Foreign exchange management will be a great challenge for the Chinese government during the next five years, given the country's net trade surplus, increasing foreign direct investment (FDI) and speculative capital inflows, said a senior official from the central bank, the People's Bank of China (PBOC), on Tuesday.
Controlling the effects of cross-border capital inflows into the economy will be the focus of foreign exchange management over the next five years, said Yi Gang, vice-governor of the PBOC and director of the State Administration of Foreign Exchange.
"China's foreign exchange management will face great pressure from 2011 to 2015 as external demand recovers in a stable manner and the country maintains a trade surplus," he said.
China's trade surplus for 2010 totaled $183.1 billion, down 6.4 percent from a year earlier, according to the General Administration of Customs, although it is expected to narrow in 2011, the Ministry of Commerce said on Tuesday.
"Import expansion is necessary for more balanced trade, and it will top the ministry's agenda for 2011," said Yao Jian, the ministry's spokesman.
Li Daokui, an adviser at the PBOC and professor at Tsinghua University, said at a forum in Beijing on Tuesday that China's surplus will decline to 1 percent of GDP in 2011.
Apart from the declining trade surplus, the country will continue to attract large amounts of FDI over the next five years mainly due to its lower labor cost, stable economic environment, and the clearer recovery trend of global direct investment, said Yi.
FDI in China hit a record $105.74 billion last year, up by 17.4 percent from one year earlier, the Ministry of Commerce announced on Tuesday. In December alone, the country attracted $14.03 billion in FDI, a 15.6 percent increase year-on-year, marking the 17th straight month of growth since August 2009.
"A small amount of 'hot money' could flow into China through channels such as trade and investment inflows, which is mainly spurred by the loose monetary policies of major developed economies and expectations of interest rate hikes and yuan appreciation. The large amount of foreign reserves will be increasingly challenging for asset management," he said.
China's foreign exchange reserves rose to a record $2.85 trillion by the end of last year - an 18.7 percent increase year-on-year - compared with nearly $2.65 trillion by the end of September. The amount increased $199 billion in the fourth quarter, according to a Jan 11 statement by the PBOC.

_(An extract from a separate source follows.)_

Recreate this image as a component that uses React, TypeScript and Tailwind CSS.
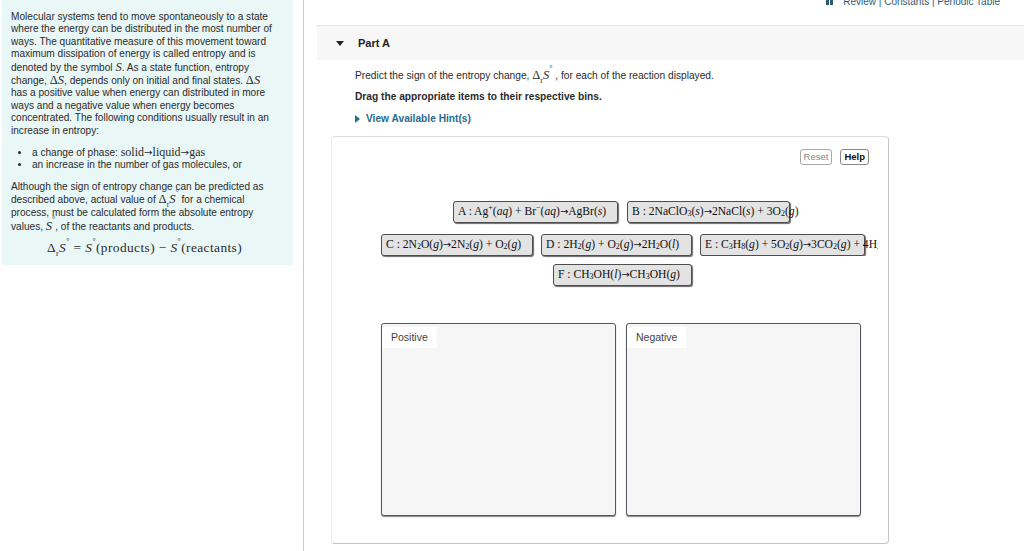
import React from "react";

const serif = "font-['Liberation_Serif','DejaVu_Serif',serif]";

function Sub({ children }: { children: React.ReactNode }) {
  return <sub className="text-[8px] align-[-2px] leading-none">{children}</sub>;
}

function Sup({ children }: { children: React.ReactNode }) {
  return <sup className="text-[8px] align-[4px] leading-none">{children}</sup>;
}

function I({ children }: { children: React.ReactNode }) {
  return <i className="italic">{children}</i>;
}

// arrow glyph from DejaVu, Liberation Serif draws it too small
function Arr() {
  return <span className="font-['DejaVu_Sans',sans-serif] text-[0.85em] leading-none">→</span>;
}

function DrS() {
  return (
    <span className={`${serif} text-[12.5px] leading-none`}>
      Δ<Sub>r</Sub>
      <I>S</I>
      <Sup>°</Sup>
    </span>
  );
}

function Item({ children, width }: { children: React.ReactNode; width: string }) {
  return (
    <div
      className={`h-[22px] shrink-0 flex items-center rounded-[3px] border border-[#4d4d4d] bg-[#e3e3e3] shadow-[1px_1px_1px_#6b6b6b] pl-[4px] whitespace-nowrap text-[11.6px] text-[#111] ${serif} ${width}`}
    >
      {children}
    </div>
  );
}

function Bin({ label }: { label: string }) {
  return (
    <div className="w-[235px] h-[193px] rounded-[3px] border border-[#55585f] bg-[#f6f6f6] shadow-[0_1px_1px_#888]">
      <div className="inline-block bg-white px-[9px] pt-[3px] pb-[2px] text-[10.5px] text-[#444]">
        {label}
      </div>
    </div>
  );
}

export default function App() {
  return (
    <div className="w-[1024px] h-[551px] flex bg-white overflow-hidden font-['Liberation_Sans',Arial,sans-serif] text-[#2b2b2b]">
      {/* Left info panel */}
      <div className="w-[303px] pl-[2px] shrink-0">
        <div className="w-[291px] h-[265px] bg-[#e9f7f7] pl-[9px] pr-[17px] pt-[11px] text-[10.1px] leading-[12.4px]">
          <p>
            Molecular systems tend to move spontaneously to a state where the energy can be distributed in
            the most number of ways. The quantitative measure of this movement toward maximum dissipation of
            energy is called entropy and is denoted by the symbol{" "}
            <span className={`${serif} italic text-[12.5px] leading-none`}>S</span>. As a state function, entropy
            change,{" "}
            <span className={`${serif} text-[12.5px] leading-none`}>
              Δ<I>S</I>
            </span>
            , depends only on initial and final states.{" "}
            <span className={`${serif} text-[12.5px] leading-none`}>
              Δ<I>S</I>
            </span>{" "}
            has a positive value when energy can distributed in more ways and a negative value when energy
            becomes concentrated. The following conditions usually result in an increase in entropy:
          </p>
          <ul className="mt-[9px] pl-[20px] list-disc">
            <li className="pl-[1px]">
              a change of phase:{" "}
              <span className={`${serif} text-[12px] leading-none`}>
                solid
                <Arr />
                liquid
                <Arr />
                gas
              </span>
            </li>
            <li className="pl-[1px]">an increase in the number of gas molecules, or</li>
          </ul>
          <p className="mt-[9px]">
            Although the sign of entropy change can be predicted as described above, actual value of <DrS />{" "}
            for a chemical process, must be calculated form the absolute entropy values,{" "}
            <span className={`${serif} text-[12.5px] leading-none`}>
              <I>S</I>
              <Sup>°</Sup>
            </span>
            , of the reactants and products.
          </p>
          <p className={`mt-[9px] pl-[36px] ${serif} text-[13.4px] tracking-[0.4px] whitespace-nowrap`}>
            Δ<Sub>r</Sub>
            <I>S</I>
            <Sup>°</Sup> = <I>S</I>
            <Sup>°</Sup>(products) − <I>S</I>
            <Sup>°</Sup>(reactants)
          </p>
        </div>
      </div>

      {/* Divider */}
      <div className="w-px h-full bg-[#c3cad6] shrink-0" />

      {/* Right column */}
      <div className="flex-1 pl-[13px] flex flex-col">
        <div className="h-[25px] flex justify-end pr-[24px]">
          <div className="flex items-center gap-[10px] -mt-[23px] text-[10px] text-[#2c5c74]">
            <span className="w-[7px] h-[7px] bg-[#2c5c74] flex">
              <span className="w-px h-full bg-white ml-[3px]" />
            </span>
            <span>Review | Constants | Periodic Table</span>
          </div>
        </div>

        <div className="h-[35px] bg-[#f7f7f7] border-t border-[#e6e6e6] flex items-center pl-[19px] gap-[14px]">
          <span className="w-0 h-0 border-l-[4px] border-r-[4px] border-t-[5px] border-l-transparent border-r-transparent border-t-[#222]" />
          <span className="text-[11px] font-bold text-[#222]">Part A</span>
        </div>

        <div className="pl-[38px] pt-[9px] text-[10.2px] text-[#2b2b2b]">
          <p className="leading-[13px]">
            Predict the sign of the entropy change, <DrS /> , for each of the reaction displayed.
          </p>
          <p className="mt-[8px] font-bold leading-[12px]">Drag the appropriate items to their respective bins.</p>
          <p className="mt-[10px] flex items-center gap-[6px] font-bold text-[#2a6b8c] leading-[12px]">
            <span className="w-0 h-0 border-t-[4px] border-b-[4px] border-l-[5px] border-t-transparent border-b-transparent border-l-[#2a6b8c]" />
            View Available Hint(s)
          </p>
        </div>

        <div className="ml-[14px] mt-[11px] w-[558px] h-[408px] rounded-[4px] border border-[#c4c4c4] border-l-[#eeeeee] border-t-[#dddddd] flex flex-col">
          <div className="flex justify-end gap-[8px] pr-[19px] pt-[12px]">
            <button className="h-[16px] px-[3px] rounded-[3px] border border-[#aaa] text-[9.5px] text-[#888] bg-white">
              Reset
            </button>
            <button className="h-[16px] px-[3px] rounded-[3px] border border-[#888] text-[9.5px] font-bold text-[#111] bg-white">
              Help
            </button>
          </div>

          <div className="mt-[36px] flex flex-col items-start text-[#111]">
            <div className="flex gap-[9px] ml-[121px]">
              <Item width="w-[165px]">
                A : Ag<Sup>+</Sup>(<I>aq</I>) + Br<Sup>−</Sup>(<I>aq</I>)
                <Arr />
                AgBr(<I>s</I>)
              </Item>
              <Item width="w-[163px]">
                B : 2NaClO<Sub>3</Sub>(<I>s</I>)
                <Arr />
                2NaCl(<I>s</I>) + 3O<Sub>2</Sub>(<I>g</I>)
              </Item>
            </div>
            <div className="flex gap-[8px] ml-[49px] mt-[11px]">
              <Item width="w-[152px]">
                C : 2N<Sub>2</Sub>O(<I>g</I>)
                <Arr />
                2N<Sub>2</Sub>(<I>g</I>) + O<Sub>2</Sub>(<I>g</I>)
              </Item>
              <Item width="w-[151px]">
                D : 2H<Sub>2</Sub>(<I>g</I>) + O<Sub>2</Sub>(<I>g</I>)
                <Arr />
                2H<Sub>2</Sub>O(<I>l</I>)
              </Item>
              <div className="w-[178px] overflow-hidden">
                <Item width="w-[165px]">
                  E : C<Sub>3</Sub>H<Sub>8</Sub>(<I>g</I>) + 5O<Sub>2</Sub>(<I>g</I>)
                  <Arr />
                  3CO<Sub>2</Sub>(<I>g</I>) + 4H<Sub>2</Sub>O(<I>g</I>)
                </Item>
              </div>
            </div>
            <div className="flex ml-[221px] mt-[8px]">
              <Item width="w-[139px]">
                F : CH<Sub>3</Sub>OH(<I>l</I>)
                <Arr />
                CH<Sub>3</Sub>OH(<I>g</I>)
              </Item>
            </div>
          </div>

          <div className="mt-[37px] flex gap-[10px] pl-[49px]">
            <Bin label="Positive" />
            <Bin label="Negative" />
          </div>
        </div>
      </div>
    </div>
  );
}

Yi said in an earlier interview with China Forex magazine that the country will make its currency exchange rate more flexible this year to reduce the trade surplus and inflationary pressures caused by high liquidity.
The yuan's reference rate was set at 6.5891 against the dollar on Tuesday, the highest since 2005, and it was about 3.6 percent higher compared to June 2010.
Most institutions have predicted that China's GDP growth will remain above 8 percent in 2011, and the yuan will appreciate at a pace between 3 and 5 percent, which may further attract foreign capital inflows.